白渊咳嗽了两声,装出了一副身体虚弱的样子。
“别站着了,先去坐下吧。”
见到白渊这副样子,夜璇还真以为他的伤势未愈,连忙伸出手搀扶着白渊去沙发上坐下。
对面白欣月看到自己老哥那做作的样子,眼里流露出揶揄的神色。
她刚才可是仔细的给老姐检查过身体的每一处了,根本不可能还有伤口留下。
“具体是什么事情?”
刚才她只是收到白东林的消息,白渊遇到了四阶惑心狐受了些伤,他那边走不开,让夜璇帮忙照顾这些。
但具体上说的不是很清楚。
于是,白渊就将妖兽研究中心发生的事情给夜璇讲述了一遍。
“假死?”
那头惑心狐在历练的地方时她也见过,当时看着确确实实是死了,没想到竟然是假死。
而且就连城门前的探测装置都避开了,这惑心狐的危险等级又该上升一个档次了。
另一边,云城城主夜之平也从白东林这里了解到了妖兽研究中心发生的事情。
在得知如今的妖兽研究中心直接被干废了之后,直接表示妖兽研究中心的重建将由官方拨款。
为了防止再有类似的事情发生,白东林直接让乐梁和席连仲带着一百多个人的队伍,日夜轮替守护在颜院长附近,保护颜院长的安全。
。
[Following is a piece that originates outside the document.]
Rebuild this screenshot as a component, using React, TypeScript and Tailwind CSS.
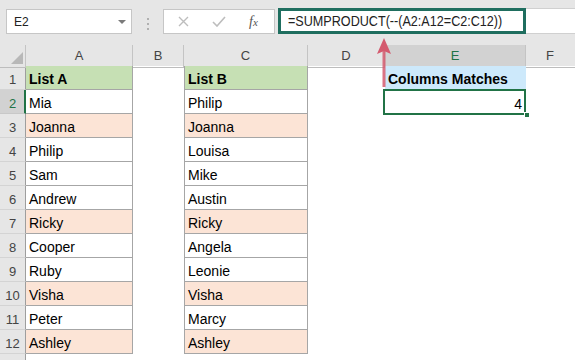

。。。。。
“该死的,失败了。”
在距离云城不远处的一处山脉上,一个漆黑的山洞内坐着几个黑袍人。
漆黑的装扮加上漆黑的环境,此时山洞中只能看到几双颜色各异的眼睛。
此时其中的一个黑袍人怒吼一声,一拳砸碎了身前的一块石头。
“好了,别恼了。这本来就是一次尝试。”
在愤怒黑袍人的对面,一个千娇百媚的声音响起,酥麻的声音让在场的几人全都浑身一震。
“我们这一次将它弄进去,本来就是想要让它破坏掉妖兽研究中心的那些重要仪器。”
“阻拦他们研究出对付惑心狐方法的脚步,刺杀妖兽研究中心院长的事情本来只是顺带的。”
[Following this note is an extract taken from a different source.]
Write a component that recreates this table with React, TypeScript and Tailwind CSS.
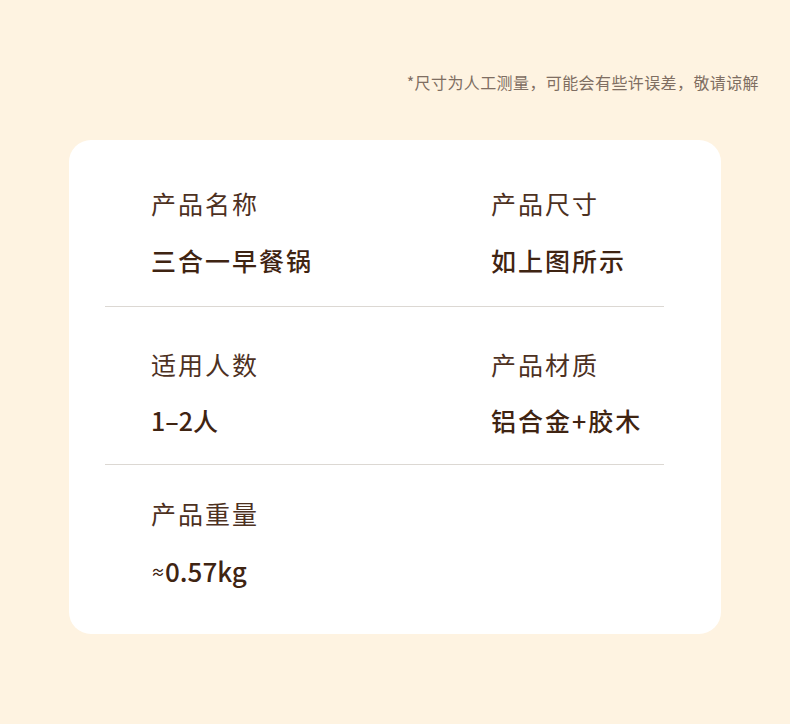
import React from 'react';

const font = { fontFamily: '"Noto Sans CJK SC", "Noto Sans", sans-serif' };

interface Spec {
  label: string;
  value: React.ReactNode;
}

function Cell({ spec, labelGap }: { spec: Spec | null; labelGap: string }) {
  if (!spec) return <div />;
  return (
    <div className="flex flex-col">
      <div className="text-[25px] leading-[24px] tracking-[2px] text-[#4d311f] font-normal">{spec.label}</div>
      <div className={`${labelGap} text-[25px] leading-[24px] tracking-[2px] text-[#3f2412] font-medium`}>{spec.value}</div>
    </div>
  );
}

export default function App() {
  return (
    <div className="w-[790px] h-[724px] bg-[#fef3e1] pt-[74px]" style={font}>
      <p className="text-[16px] leading-[16px] tracking-[0.4px] text-right pr-[31px] text-[#7f6e62]">
        *尺寸为人工测量，可能会有些许误差，敬请谅解
      </p>

      <div className="mt-[50px] ml-[69px] w-[652px] h-[494px] bg-white rounded-[22px] pt-[51px]">
        <div className="grid grid-cols-[340px_1fr] pl-[82px]">
          <Cell spec={{ label: '产品名称', value: '三合一早餐锅' }} labelGap="mt-[33px]" />
          <Cell spec={{ label: '产品尺寸', value: '如上图所示' }} labelGap="mt-[33px]" />
        </div>
        <div className="mt-[34px] ml-[36px] mr-[57px] h-px bg-[#dcd8d3]" />

        <div className="grid grid-cols-[340px_1fr] pl-[82px] pt-[45px]">
          <Cell
            spec={{
              label: '适用人数',
              value: (
                <span className="tracking-normal">
                  1–2<span className="tracking-[2px]">人</span>
                </span>
              ),
            }}
            labelGap="mt-[32px]"
          />
          <Cell spec={{ label: '产品材质', value: '铝合金+胶木' }} labelGap="mt-[32px]" />
        </div>
        <div className="mt-[32px] ml-[36px] mr-[57px] h-px bg-[#dcd8d3]" />

        <div className="grid grid-cols-[340px_1fr] pl-[82px] pt-[36px]">
          <Cell
            spec={{
              label: '产品重量',
              value: (
                <span className="tracking-normal">
                  <span className="text-[14px] align-[5px]">≈</span>
                  <span className="text-[26px]">0.57kg</span>
                </span>
              ),
            }}
            labelGap="mt-[34px]"
          />
          <Cell spec={null} labelGap="" />
        </div>
      </div>
    </div>
  );
}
一只葱白玉手从黑袍下伸出,放到之前那个发怒的兽神教教徒的手上。
“只要他们研制针对惑心狐手段的步伐被拖住,我们的计划就完成一大半了。”
“九洲大考马上就要开始了,他们还需要将新的仪器运过来,已经来不及了。”
一边说着,女人的手指还在那人的手心上挑逗了一下。
“骚娘们儿,收收你的味儿,小心今晚老子让你下不了床。”
被女人挑逗着,黑袍人吐了吐蛇信,语气凶狠的说道。
“来嘛,哥哥有什么要求,妹妹都会满足的,最近我又学了几个新花样儿,包让哥哥满意。”
听到蛇类兽神教教徒的语气,狐类兽神教教徒不但没有丝毫惧怕,还咯咯的娇笑的不停。
声音之中充满了挑逗与诱惑,让几乎在场的所有人体内都升起了一股邪火。
其他几人也将目光看向了那个狐类兽神教教徒,眼神之后挑逗着欲望的火光。
而面对其他人肆无忌惮的目光,狐类兽神教教徒不但没有丝毫反感,反而十分享受这种感觉。
“够了。”
就在这时,一道充斥着厚重的声音响起,让在座的兽神教教徒全都坐直了身子。
“胡蕊,柳鸢,我不管你们的兽性如何,在这段时间里都给我收收,一切都以任务为重。”
“这次云城的三个觉醒了SSS级灵能的学生,要么带走,带不走的就杀掉,绝不能让他们成为以后兽神教发展的阻力。”
“要是你们谁因为管不住自己的兽性而耽误了任务,想必不用我跟你们多说后果吧。”
说完还不忘看了在场的人几眼,眼神中充满了威胁的意味。